___ Recorded information
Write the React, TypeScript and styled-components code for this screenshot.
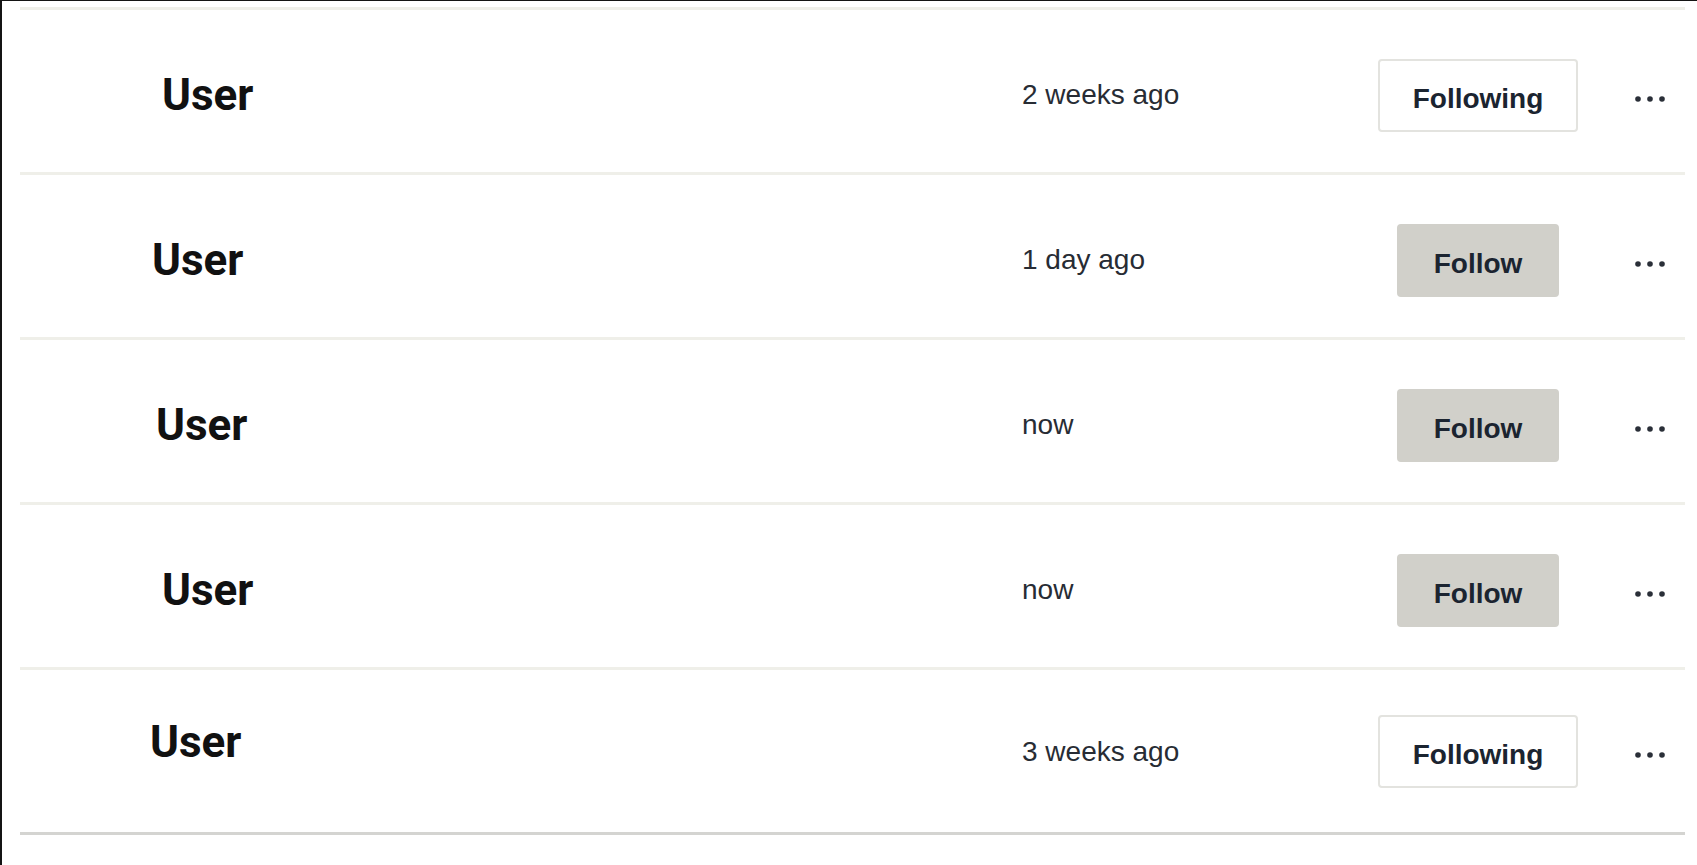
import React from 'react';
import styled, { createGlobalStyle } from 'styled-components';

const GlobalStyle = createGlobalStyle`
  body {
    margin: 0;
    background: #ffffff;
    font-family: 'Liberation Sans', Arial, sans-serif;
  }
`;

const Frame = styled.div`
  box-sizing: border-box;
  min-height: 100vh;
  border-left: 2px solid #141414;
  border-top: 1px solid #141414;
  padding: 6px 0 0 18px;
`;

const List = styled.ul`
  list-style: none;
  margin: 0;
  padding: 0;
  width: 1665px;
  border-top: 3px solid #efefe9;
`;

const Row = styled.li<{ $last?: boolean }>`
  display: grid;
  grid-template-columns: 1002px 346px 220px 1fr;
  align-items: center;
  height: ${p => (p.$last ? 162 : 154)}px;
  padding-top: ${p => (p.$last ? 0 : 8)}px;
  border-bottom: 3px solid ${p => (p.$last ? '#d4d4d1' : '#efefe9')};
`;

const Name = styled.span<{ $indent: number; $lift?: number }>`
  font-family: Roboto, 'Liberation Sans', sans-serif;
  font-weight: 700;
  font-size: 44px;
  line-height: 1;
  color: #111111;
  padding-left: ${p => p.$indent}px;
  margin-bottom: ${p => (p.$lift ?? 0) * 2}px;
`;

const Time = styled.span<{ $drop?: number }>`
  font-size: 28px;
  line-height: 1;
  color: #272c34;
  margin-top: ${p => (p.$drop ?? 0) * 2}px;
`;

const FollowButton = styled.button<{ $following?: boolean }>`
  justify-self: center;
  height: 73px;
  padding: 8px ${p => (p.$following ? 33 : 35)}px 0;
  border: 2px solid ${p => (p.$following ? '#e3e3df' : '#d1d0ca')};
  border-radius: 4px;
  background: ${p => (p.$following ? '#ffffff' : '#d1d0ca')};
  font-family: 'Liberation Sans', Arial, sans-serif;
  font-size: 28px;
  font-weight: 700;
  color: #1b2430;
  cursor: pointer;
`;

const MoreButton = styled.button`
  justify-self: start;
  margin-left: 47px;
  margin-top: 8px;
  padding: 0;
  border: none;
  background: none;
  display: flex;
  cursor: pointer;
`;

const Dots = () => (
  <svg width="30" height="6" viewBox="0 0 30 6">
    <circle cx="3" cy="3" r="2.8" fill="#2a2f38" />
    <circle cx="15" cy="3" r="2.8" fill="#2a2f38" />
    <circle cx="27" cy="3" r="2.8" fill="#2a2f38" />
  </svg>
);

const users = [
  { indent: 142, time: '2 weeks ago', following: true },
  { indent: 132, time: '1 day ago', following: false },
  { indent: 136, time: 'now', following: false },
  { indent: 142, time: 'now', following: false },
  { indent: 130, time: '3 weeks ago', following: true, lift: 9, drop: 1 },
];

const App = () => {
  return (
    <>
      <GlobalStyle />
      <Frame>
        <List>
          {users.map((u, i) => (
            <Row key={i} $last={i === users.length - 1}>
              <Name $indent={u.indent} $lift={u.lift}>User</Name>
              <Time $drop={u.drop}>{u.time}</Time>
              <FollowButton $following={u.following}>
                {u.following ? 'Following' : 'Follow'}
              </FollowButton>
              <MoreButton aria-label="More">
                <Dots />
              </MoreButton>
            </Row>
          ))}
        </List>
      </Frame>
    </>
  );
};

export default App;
______
Directive: Reproduce all of the material exactly, apart from the pictures.

Complete answer:
Write the React, TypeScript and styled-components code for this screenshot.
import React from 'react';
import styled, { createGlobalStyle } from 'styled-components';

const GlobalStyle = createGlobalStyle`
  body {
    margin: 0;
    background: #ffffff;
    font-family: 'Liberation Sans', Arial, sans-serif;
  }
`;

const Frame = styled.div`
  box-sizing: border-box;
  min-height: 100vh;
  border-left: 2px solid #141414;
  border-top: 1px solid #141414;
  padding: 6px 0 0 18px;
`;

const List = styled.ul`
  list-style: none;
  margin: 0;
  padding: 0;
  width: 1665px;
  border-top: 3px solid #efefe9;
`;

const Row = styled.li<{ $last?: boolean }>`
  display: grid;
  grid-template-columns: 1002px 346px 220px 1fr;
  align-items: center;
  height: ${p => (p.$last ? 162 : 154)}px;
  padding-top: ${p => (p.$last ? 0 : 8)}px;
  border-bottom: 3px solid ${p => (p.$last ? '#d4d4d1' : '#efefe9')};
`;

const Name = styled.span<{ $indent: number; $lift?: number }>`
  font-family: Roboto, 'Liberation Sans', sans-serif;
  font-weight: 700;
  font-size: 44px;
  line-height: 1;
  color: #111111;
  padding-left: ${p => p.$indent}px;
  margin-bottom: ${p => (p.$lift ?? 0) * 2}px;
`;

const Time = styled.span<{ $drop?: number }>`
  font-size: 28px;
  line-height: 1;
  color: #272c34;
  margin-top: ${p => (p.$drop ?? 0) * 2}px;
`;

const FollowButton = styled.button<{ $following?: boolean }>`
  justify-self: center;
  height: 73px;
  padding: 8px ${p => (p.$following ? 33 : 35)}px 0;
  border: 2px solid ${p => (p.$following ? '#e3e3df' : '#d1d0ca')};
  border-radius: 4px;
  background: ${p => (p.$following ? '#ffffff' : '#d1d0ca')};
  font-family: 'Liberation Sans', Arial, sans-serif;
  font-size: 28px;
  font-weight: 700;
  color: #1b2430;
  cursor: pointer;
`;

const MoreButton = styled.button`
  justify-self: start;
  margin-left: 47px;
  margin-top: 8px;
  padding: 0;
  border: none;
  background: none;
  display: flex;
  cursor: pointer;
`;

const Dots = () => (
  <svg width="30" height="6" viewBox="0 0 30 6">
    <circle cx="3" cy="3" r="2.8" fill="#2a2f38" />
    <circle cx="15" cy="3" r="2.8" fill="#2a2f38" />
    <circle cx="27" cy="3" r="2.8" fill="#2a2f38" />
  </svg>
);

const users = [
  { indent: 142, time: '2 weeks ago', following: true },
  { indent: 132, time: '1 day ago', following: false },
  { indent: 136, time: 'now', following: false },
  { indent: 142, time: 'now', following: false },
  { indent: 130, time: '3 weeks ago', following: true, lift: 9, drop: 1 },
];

const App = () => {
  return (
    <>
      <GlobalStyle />
      <Frame>
        <List>
          {users.map((u, i) => (
            <Row key={i} $last={i === users.length - 1}>
              <Name $indent={u.indent} $lift={u.lift}>User</Name>
              <Time $drop={u.drop}>{u.time}</Time>
              <FollowButton $following={u.following}>
                {u.following ? 'Following' : 'Follow'}
              </FollowButton>
              <MoreButton aria-label="More">
                <Dots />
              </MoreButton>
            </Row>
          ))}
        </List>
      </Frame>
    </>
  );
};

export default App;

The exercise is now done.